Ontario Court of Appeal Rules That Sophistication of Parties Does Not Validate a Termination Clause which Breaches the ESA.

In Rahman v. Cannon Design Architecture Inc., 2022 ONCA 451 the Court of Appeal unanimously overturned a decision of Justice Dunphy in which he found that because the Plaintiff was a sophisticated individual who had legal advice when she signed the agreement an otherwise invalid termination clause was enforceable.

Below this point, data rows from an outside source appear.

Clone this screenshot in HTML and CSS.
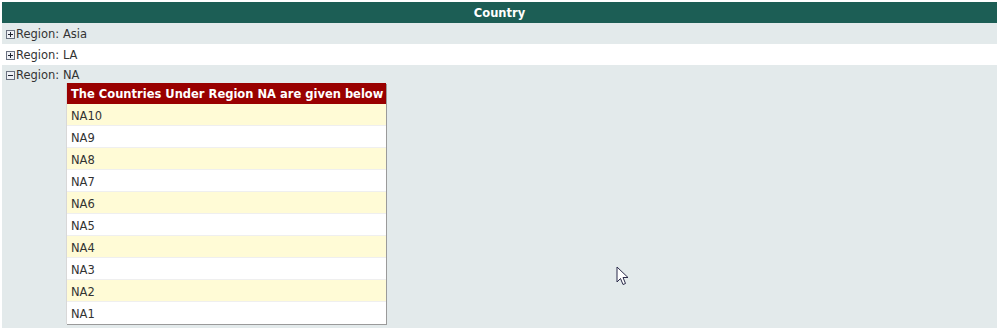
FILE: index.html
```html
<!DOCTYPE html>
<html lang="en">
<head>
    <meta charset="UTF-8">
    <title>Country</title>
    <link rel="stylesheet" href="styles.css">
</head>
<body>
    <div class="grid">
        <div class="grid-head">Country</div>

        <div class="group alt">
            <span class="toggle plus"></span>Region: Asia
        </div>
        <div class="group">
            <span class="toggle plus"></span>Region: LA
        </div>
        <div class="group alt open">
            <div class="group-title"><span class="toggle minus"></span>Region: NA</div>
            <div class="sub">
                <div class="sub-head">The Countries Under Region NA are given below</div>
                <div class="sub-row odd">NA10</div>
                <div class="sub-row">NA9</div>
                <div class="sub-row odd">NA8</div>
                <div class="sub-row">NA7</div>
                <div class="sub-row odd">NA6</div>
                <div class="sub-row">NA5</div>
                <div class="sub-row odd">NA4</div>
                <div class="sub-row">NA3</div>
                <div class="sub-row odd">NA2</div>
                <div class="sub-row">NA1</div>
            </div>
        </div>
    </div>

    <svg class="cursor" width="13" height="21" viewBox="0 0 13 21">
        <path d="M1 1 L1 16 L4.5 12.5 L7 18.5 L9.5 17.5 L7 11.5 L12 11.5 Z" fill="#fff" stroke="#2b2b4a" stroke-width="1" stroke-linejoin="round"/>
    </svg>
</body>
</html>
```

FILE: styles.css
```css
body { margin: 0; padding: 2px; font-family: "DejaVu Sans", Verdana, sans-serif; font-size: 11.5px; color: #333; background: #fff; }
.grid { width: 995px; }
.grid-head { height: 21px; line-height: 22px; background: #1c5e55; color: #fff; font-weight: bold; text-align: center; }
.group { height: 21px; line-height: 23px; padding-left: 4px; background: #fff; }
.group.alt { background: #e3eaeb; }
.group.open { height: auto; padding-bottom: 4px; }
.group-title { height: 18px; line-height: 21px; }
.toggle { display: inline-block; width: 7px; height: 7px; border: 1px solid #6a7180; background: #eef0f5; vertical-align: -1px; margin-right: 1px; position: relative; }
.toggle::before { content: ""; position: absolute; left: 1px; top: 3px; width: 5px; height: 1px; background: #1e2230; }
.toggle.plus::after { content: ""; position: absolute; left: 3px; top: 1px; width: 1px; height: 5px; background: #1e2230; }
.sub { width: 319px; margin-left: 60px; border-left: 1px solid #d8d8d8; box-shadow: 1px 1px 0 #9a9a9a; background: #fff; }
.sub-head { height: 21px; line-height: 22px; background: #990000; color: #fff; font-weight: bold; padding-left: 4px; white-space: nowrap; }
.sub-row { height: 21px; line-height: 24px; padding-left: 4px; border-bottom: 1px solid #efefef; background: #fff; }
.sub-row.odd { background: #fffbd6; }
.sub-row:last-child { border-bottom: none; height: 22px; }
.cursor { position: absolute; left: 616px; top: 266px; }
```
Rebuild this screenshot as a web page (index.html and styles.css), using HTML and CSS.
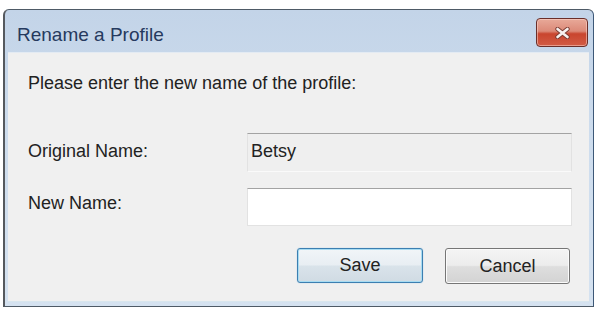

The Court of Appeal thought otherwise:

[24] In my view, the motion judge erred in law when he allowed considerations of Ms. Rahman’s sophistication and access to independent legal advice, coupled with the parties’ subjective intention to not contravene the ESA, to override the plain language in the termination provisions in the Employment Contracts. By allowing subjective considerations to distort and override the wording of those provisions, the motion judge committed an extricable error of law reviewable on a correctness standard: Amberber v. IBM Canada Ltd., 2018 ONCA 571, 424 D.L.R. (4th) 169, at para. 65. It is the wording of a termination provision which determines whether it contravenes the ESA – even compliance with ESA obligations on termination does not have the effect of saving a termination provision that violates the ESA: Wood v. Fred Deeley Imports Ltd., 2017 ONCA 158, 134 O.R. (3d) 481, at paras. 43-44.